Contrary to popular belief, speaking out against any system of domination or oppression isn’t enough. If there’s anything that my exploration of black feminist epistemology (how we know what we know) has taught me is that writing is both luxury and privilege: it’s a tool and resource that enables not just the recording of a moment or narrative, the telling or sharing of knowledge, but a possibility – a way of seeing, challenging and creating the world. Critical, radical, progressive writing (or whatever you want to call it) is just as much about how it’s written as it is about what you say.

So here’s a guide I’ve put together as part of my own journey as a writer and as someone who triggers far too often over negligent work… a list of points I think all writers should account for in their work and a tool readers can use to critically engage with a text to take it that one step further.

1. Perspective

We all have one but most of us never actually acknowledge it. Why? Well when ‘enlightenment’ swept across Europe (the same time Europeans began to colonize, steal, and enslave the global majority), powerful rich white men that dominated and controlled academia made positivism common practice in the pursuit and construction of ‘legitimate’ knowledge from natural to social sciences. Unfortunately, the myth that real or true knowledge is objective, empirical, measurable and somehow separated from the self that observes or creates it continues to permeate most social thought. It is, in fact, commonplace in our assumptions about how truth operates, who has access to it and how we account for it.

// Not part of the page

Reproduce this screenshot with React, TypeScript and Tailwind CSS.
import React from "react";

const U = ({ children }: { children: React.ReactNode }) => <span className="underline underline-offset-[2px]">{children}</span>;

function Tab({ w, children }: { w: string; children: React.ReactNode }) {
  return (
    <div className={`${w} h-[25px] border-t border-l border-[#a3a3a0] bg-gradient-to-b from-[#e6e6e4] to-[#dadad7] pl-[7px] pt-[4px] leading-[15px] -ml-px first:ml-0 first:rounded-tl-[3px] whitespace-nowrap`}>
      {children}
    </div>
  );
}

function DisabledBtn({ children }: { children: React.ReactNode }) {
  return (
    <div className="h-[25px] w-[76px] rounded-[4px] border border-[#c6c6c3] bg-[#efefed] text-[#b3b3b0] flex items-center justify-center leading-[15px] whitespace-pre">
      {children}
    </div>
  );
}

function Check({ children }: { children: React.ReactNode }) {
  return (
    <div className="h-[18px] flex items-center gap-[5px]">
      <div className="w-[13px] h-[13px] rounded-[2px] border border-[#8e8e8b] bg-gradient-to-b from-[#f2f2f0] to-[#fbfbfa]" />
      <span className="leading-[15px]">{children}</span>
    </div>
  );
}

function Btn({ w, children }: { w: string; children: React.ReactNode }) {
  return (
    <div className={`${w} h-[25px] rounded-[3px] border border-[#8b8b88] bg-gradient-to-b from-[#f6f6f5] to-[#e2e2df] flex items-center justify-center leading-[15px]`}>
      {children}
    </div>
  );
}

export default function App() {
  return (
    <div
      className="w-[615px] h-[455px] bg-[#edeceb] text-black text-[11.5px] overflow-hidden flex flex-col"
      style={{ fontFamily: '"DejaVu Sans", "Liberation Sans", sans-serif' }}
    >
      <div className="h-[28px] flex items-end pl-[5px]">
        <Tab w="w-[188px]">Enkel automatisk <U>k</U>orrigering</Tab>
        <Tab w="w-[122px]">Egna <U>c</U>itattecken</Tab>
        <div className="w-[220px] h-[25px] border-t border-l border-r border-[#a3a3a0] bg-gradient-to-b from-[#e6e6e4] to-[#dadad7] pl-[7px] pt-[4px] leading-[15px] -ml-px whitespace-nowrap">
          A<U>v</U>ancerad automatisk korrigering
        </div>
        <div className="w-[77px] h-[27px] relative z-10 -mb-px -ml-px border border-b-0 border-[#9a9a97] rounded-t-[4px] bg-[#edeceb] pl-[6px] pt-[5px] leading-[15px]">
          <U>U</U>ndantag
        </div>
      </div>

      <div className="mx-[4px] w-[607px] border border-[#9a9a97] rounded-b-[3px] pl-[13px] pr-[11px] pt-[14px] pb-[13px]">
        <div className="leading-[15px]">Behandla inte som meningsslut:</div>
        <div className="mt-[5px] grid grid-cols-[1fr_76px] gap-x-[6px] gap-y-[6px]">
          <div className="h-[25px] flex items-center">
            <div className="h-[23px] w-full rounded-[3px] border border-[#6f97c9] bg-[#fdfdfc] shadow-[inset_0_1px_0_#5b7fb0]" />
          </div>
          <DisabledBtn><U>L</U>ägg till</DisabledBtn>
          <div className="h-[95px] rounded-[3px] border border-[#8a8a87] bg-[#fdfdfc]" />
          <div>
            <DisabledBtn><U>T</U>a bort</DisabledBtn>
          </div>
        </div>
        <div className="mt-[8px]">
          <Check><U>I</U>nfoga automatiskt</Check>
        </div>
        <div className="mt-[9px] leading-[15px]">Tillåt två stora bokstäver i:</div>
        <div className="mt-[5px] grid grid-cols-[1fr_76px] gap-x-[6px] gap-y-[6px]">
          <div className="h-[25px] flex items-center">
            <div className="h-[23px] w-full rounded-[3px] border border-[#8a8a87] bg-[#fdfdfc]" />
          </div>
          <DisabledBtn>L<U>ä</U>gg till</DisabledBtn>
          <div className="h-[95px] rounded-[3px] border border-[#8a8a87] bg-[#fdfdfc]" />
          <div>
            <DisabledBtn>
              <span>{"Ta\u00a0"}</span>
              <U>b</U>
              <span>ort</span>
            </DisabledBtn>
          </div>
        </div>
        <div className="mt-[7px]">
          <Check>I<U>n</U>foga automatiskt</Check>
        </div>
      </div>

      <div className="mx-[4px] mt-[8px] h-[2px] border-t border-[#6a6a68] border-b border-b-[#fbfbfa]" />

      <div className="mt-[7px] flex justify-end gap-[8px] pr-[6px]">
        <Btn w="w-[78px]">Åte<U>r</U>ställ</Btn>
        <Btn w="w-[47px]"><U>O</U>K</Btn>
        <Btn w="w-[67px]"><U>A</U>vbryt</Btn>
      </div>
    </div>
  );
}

Patricia Hill Collins* instead argues that “all views expressed and actions taken are thought to derive from a central set of core beliefs that cannot be other than personal”. Our ideas about the world around us – the people that inhabit them, the social, historical, scientific and economic systems – are deeply shaped by and entrenched in our very personal and often subconscious perspectives. These perspectives are subjective, a consequence of lifelong experiences, of social locatedness (and the identities born out of this), of interaction, access and exposure to particular systems, institutions, resources, and types of knowledge. In other words our perspectives are socially constructed – we acquire them as we plod along through life.

But why does this matter?

Understanding your perspective, the social identities and experiences that accompany them, and how you actually got there requires a deep introspection. It means that you acknowledge that everything you create is a reflection of yourself; it is personal even when it seems extended or separate. It will help avoid a trap that many otherwise fall into in western, liberal activist circles even where good intent is there i.e. the saving people from themselves discourse like ‘oh those poor Muslim/African/other women of colour that are victims from men/war/imperialism/FGM/honour violence’ and deciding their struggles/oppressions/freedoms for them.

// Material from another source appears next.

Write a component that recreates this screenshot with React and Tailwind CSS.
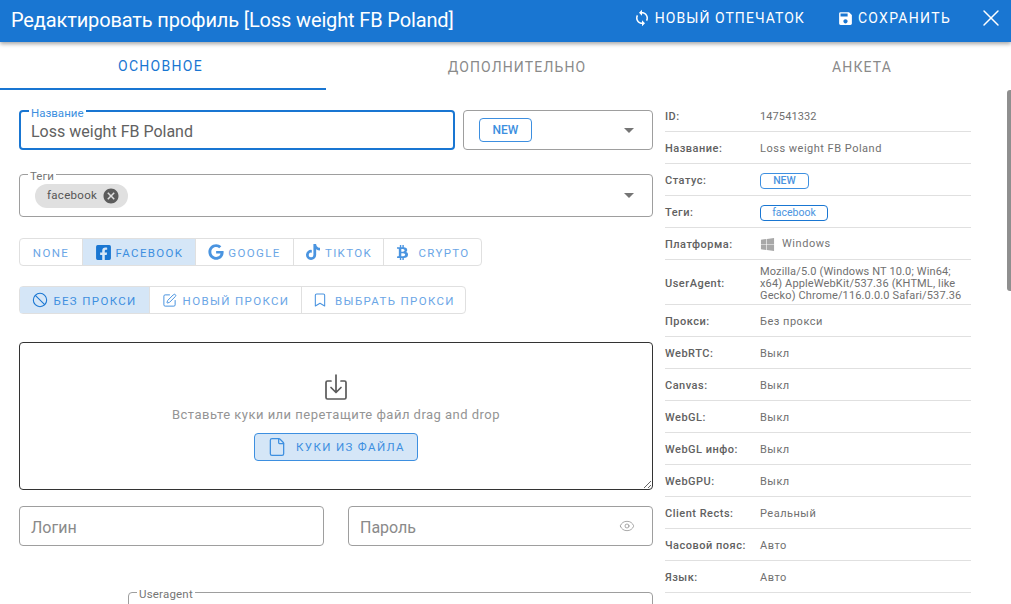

Better yet, it will help you to identify how you can make your work: more accessible, engaging and/or readable; how you can better strengthen your argument; identify new ways of thinking about the world; apply nuances that may otherwise be missing; and actually help you to grow – with and through your writing for it to further its impact on other people.

You will finally realise that you can only speak for yourself and will be weary of claiming or telling other people’s stories particularly without a conscious effort to make evident your own investment in that issue. 

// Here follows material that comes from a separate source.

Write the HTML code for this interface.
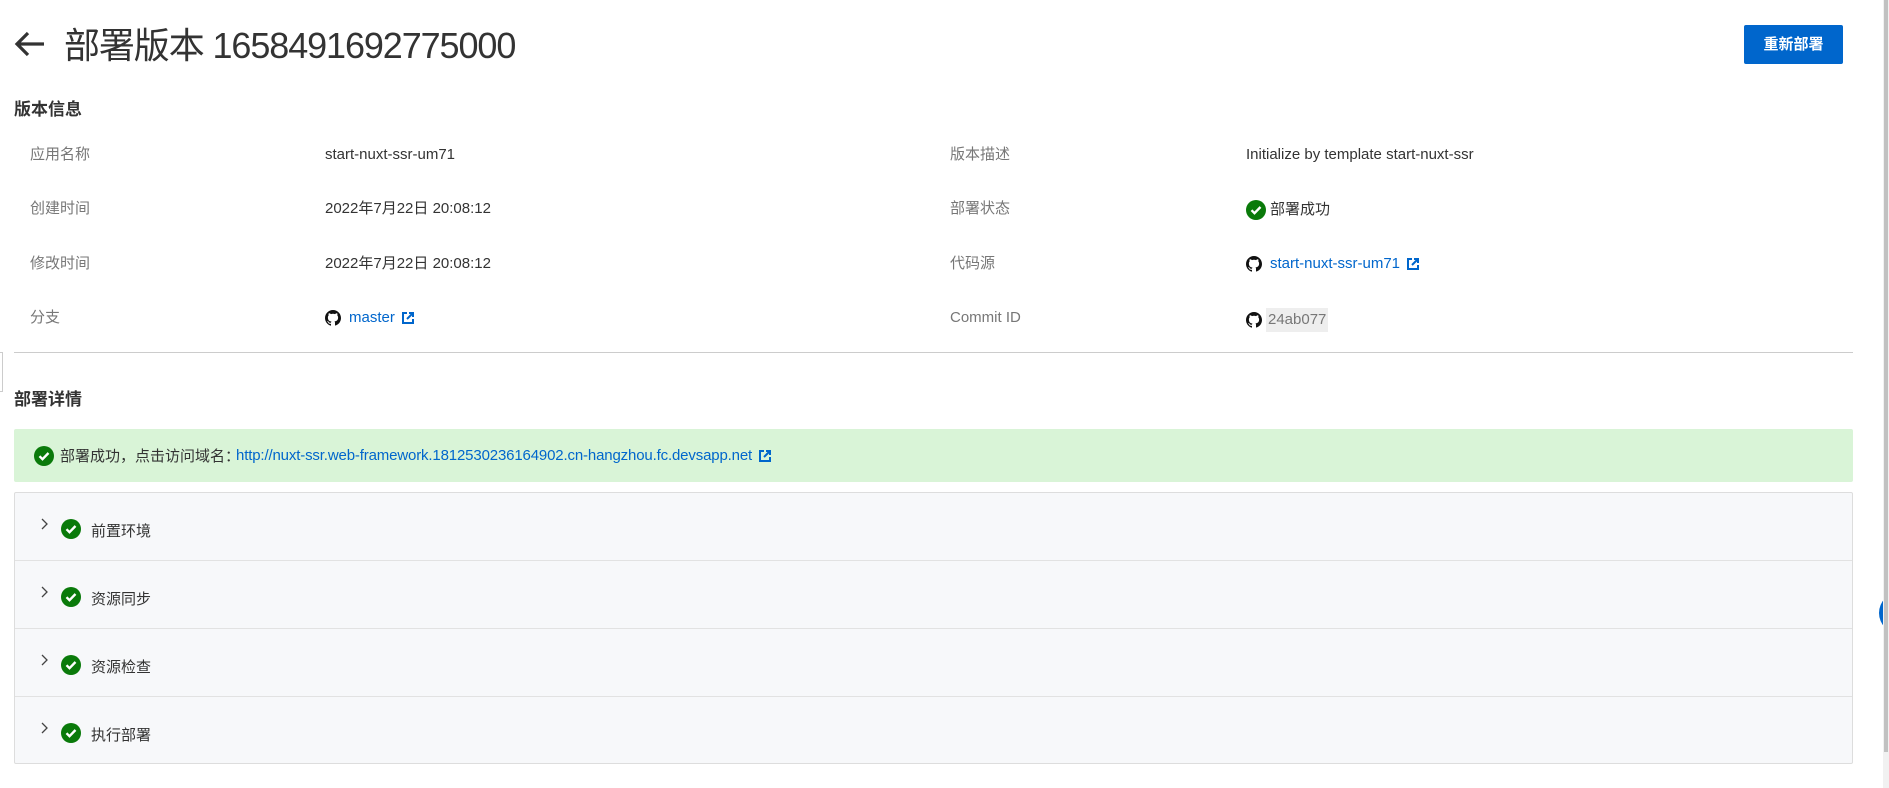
<!DOCTYPE html>
<html><head><meta charset="utf-8"><style>
*{box-sizing:border-box;margin:0;padding:0}
body{width:1889px;height:788px;overflow:hidden;background:#fff;font-family:"Liberation Sans","Noto Sans CJK SC",sans-serif;color:#333;position:relative}
.abs{position:absolute}
.title{left:64px;top:21px;font-size:36px;color:#333;line-height:50px;letter-spacing:-1.1px}
.btn{left:1744px;top:25px;width:99px;height:39px;background:#0066cc;color:#fff;font-size:15px;font-weight:bold;text-align:center;line-height:39px;border-radius:2px}
.h{font-size:17px;font-weight:bold;color:#333;left:14px}
.lbl{font-size:15px;color:#777;line-height:20px}
.val{font-size:15px;color:#333;line-height:20px;display:flex;align-items:center;gap:6px}
a{color:#0066cc;text-decoration:none}
.gh{width:16px;height:16px}
.ext{width:14px;height:14px}
.ok{width:20px;height:20px}
.acc{left:14px;top:492px;width:1839px;height:272px;border:1px solid #ddd;background:#f7f8fa;border-radius:2px}
.row{height:68px;border-bottom:1px solid #e2e2e2;position:relative}
.row:last-child{border-bottom:none}
.row .chev{position:absolute;left:24px;top:24px}
.row .ok{position:absolute;left:46px;top:26px}
.row span.t{position:absolute;left:76px;top:27px;font-size:15px;color:#333}
</style></head><body>
<svg class="abs" style="left:14px;top:30px" width="32" height="28" viewBox="0 0 32 28"><path d="M30 14H4M14 3L3 14l11 11" stroke="#333" stroke-width="3.2" fill="none"/></svg>
<div class="abs title">部署版本 1658491692775000</div>
<div class="abs btn">重新部署</div>
<div class="abs h" style="top:95px">版本信息</div>

<svg width="0" height="0" style="position:absolute"><defs>
<symbol id="gh" viewBox="0 0 16 16"><path fill="#111" d="M8 0C3.6 0 0 3.6 0 8c0 3.5 2.3 6.5 5.5 7.6.4.1.5-.2.5-.4v-1.4c-2.2.5-2.7-1-2.7-1-.4-.9-.9-1.2-.9-1.2-.7-.5.1-.5.1-.5.8.1 1.2.8 1.2.8.7 1.2 1.900.9 2.300.7.1-.5.3-.9.5-1.1-1.8-.2-3.6-.9-3.6-4 0-.9.3-1.6.8-2.1-.1-.2-.4-1 .1-2.1 0 0 .7-.2 2.2.8.6-.2 1.3-.3 2-.3s1.4.1 2 .3c1.5-1 2.2-.8 2.2-.8.4 1.1.2 1.9.1 2.1.5.6.8 1.3.8 2.1 0 3.1-1.9 3.700-3.6 3.900.3.3.5.8.5 1.5v2.2c0 .2.1.5.6.4C13.7 14.5 16 11.5 16 8c0-4.4-3.6-8-8-8z"/></symbol>
<symbol id="ext" viewBox="0 0 14 14"><path d="M6 2H2v10h10V8M8 2h4v4M12 2L6 8" stroke="#0066cc" stroke-width="2" fill="none"/></symbol>
<symbol id="ok" viewBox="0 0 20 20"><circle cx="10" cy="10" r="10" fill="#0a7a0a"/><path d="M5.5 10.2l3 3 6-6.2" stroke="#fff" stroke-width="2.4" fill="none"/></symbol>
<symbol id="chev" viewBox="0 0 10 14"><path d="M3 2l5 5-5 5" stroke="#444" stroke-width="1.3" fill="none"/></symbol>
</defs></svg>

<div class="abs lbl" style="left:30px;top:145px">应用名称</div>
<div class="abs val" style="left:325px;top:145px">start-nuxt-ssr-um71</div>
<div class="abs lbl" style="left:30px;top:199px">创建时间</div>
<div class="abs val" style="left:325px;top:199px">2022年7月22日 20:08:12</div>
<div class="abs lbl" style="left:30px;top:254px">修改时间</div>
<div class="abs val" style="left:325px;top:254px">2022年7月22日 20:08:12</div>
<div class="abs lbl" style="left:30px;top:308px">分支</div>
<div class="abs val" style="left:325px;top:308px"><svg class="gh"><use href="#gh"/></svg><a style="margin-left:2px">master</a><svg class="ext"><use href="#ext"/></svg></div>

<div class="abs lbl" style="left:950px;top:145px">版本描述</div>
<div class="abs val" style="left:1246px;top:145px">Initialize by template start-nuxt-ssr</div>
<div class="abs lbl" style="left:950px;top:199px">部署状态</div>
<div class="abs val" style="left:1246px;top:200px;gap:4px"><svg class="ok"><use href="#ok"/></svg>部署成功</div>
<div class="abs lbl" style="left:950px;top:254px">代码源</div>
<div class="abs val" style="left:1246px;top:254px"><svg class="gh"><use href="#gh"/></svg><a style="margin-left:2px">start-nuxt-ssr-um71</a><svg class="ext"><use href="#ext"/></svg></div>
<div class="abs lbl" style="left:950px;top:308px">Commit ID</div>
<div class="abs val" style="left:1246px;top:308px;gap:4px"><svg class="gh"><use href="#gh"/></svg><span style="background:#eee;color:#777;padding:2px 2px">24ab077</span></div>

<div class="abs" style="left:14px;top:352px;width:1839px;height:1px;background:#ccc"></div>
<div class="abs" style="left:0;top:352px;width:3px;height:40px;border:1px solid #ccc;border-left:none"></div>
<div class="abs h" style="top:385px">部署详情</div>

<div class="abs" style="left:14px;top:429px;width:1839px;height:53px;background:#d9f4d7;border-radius:2px;display:flex;align-items:center;padding-left:20px;font-size:15px;gap:6px"><svg class="ok"><use href="#ok"/></svg><span style="margin-right:-10px">部署成功，点击访问域名：</span><a style="letter-spacing:-0.15px">http://nuxt-ssr.web-framework.1812530236164902.cn-hangzhou.fc.devsapp.net</a><svg class="ext"><use href="#ext"/></svg></div>

<div class="abs acc">
<div class="row"><svg class="chev" width="10" height="14"><use href="#chev"/></svg><svg class="ok"><use href="#ok"/></svg><span class="t">前置环境</span></div>
<div class="row"><svg class="chev" width="10" height="14"><use href="#chev"/></svg><svg class="ok"><use href="#ok"/></svg><span class="t">资源同步</span></div>
<div class="row"><svg class="chev" width="10" height="14"><use href="#chev"/></svg><svg class="ok"><use href="#ok"/></svg><span class="t">资源检查</span></div>
<div class="row"><svg class="chev" width="10" height="14"><use href="#chev"/></svg><svg class="ok"><use href="#ok"/></svg><span class="t">执行部署</span></div>
</div>

<div class="abs" style="left:1879px;top:592px;width:42px;height:42px;border-radius:50%;background:#0066cc"></div>
<div class="abs" style="left:1883px;top:0;width:6px;height:788px;background:#f1f1f1"></div>
<div class="abs" style="left:1884px;top:0;width:4px;height:752px;background:#c1c1c1"></div>
</body></html>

I feel it makes for a stronger read when I know how and where an author is operating from, and as a reader I can get more from that piece even when I don’t agree with everything it says precisely because it is part of the very lived and real world they inhabit.

Perspective is the reason why we have preference for certain types of broadcasters and broadsheets, what issues interest us in the first place, and even why writers like Mona El Tahawy (https://ceasefiremagazine.co.uk/mona-eltahawys-why-hate-us-politics-misrecognition/) get called out for attempting to represent their politics through other people.

2. Privilege

When it comes to privilege most people shut their ears, stop listening and leave… but the truth is uncomfortable just as it is necessary. Exploring your perspective means you are forced to confront your social/political identities – identities that define your location and positionality in this vast, complex and ultimately oppressive system. It means coming to terms with whether you have privilege or identify with marginalised minorities; it can mean that you are sometimes one or the other depending on the space you are in on the basis of race, class, geopolitical location, citizenship, gender, sexuality, how abled you are, ethnicity, appearance, weight and a whole bunch of other things; it means making sense of your many, intersectional identities and how they play out in your everyday life typically all at once.

More often than not, privilege is invisible precisely because it is made normative by relations and systems of domination. It means that you don’t have to think about x, y or z on a daily basis or at all because you are less likely to be affected or treated negatively by socio-political institutions, economic systems, or simply put everyday prejudices by everyday people. Privilege, for example, is not having to be stop and searched disproportionately on the basis of your race; it is not having to question austerity measures that disproportionately affect already marginalised communities on the basis of your class, race, age or able-bodiedness; privilege is not having to deal with sexual harassment, cat calling or sexist comments on the street, in the playground or in the workplace because of your gender or sexuality. Privilege is the ability to turn a blind eye to one or more of these ingrained value systems that shape our everyday lives, interactions and worldviews.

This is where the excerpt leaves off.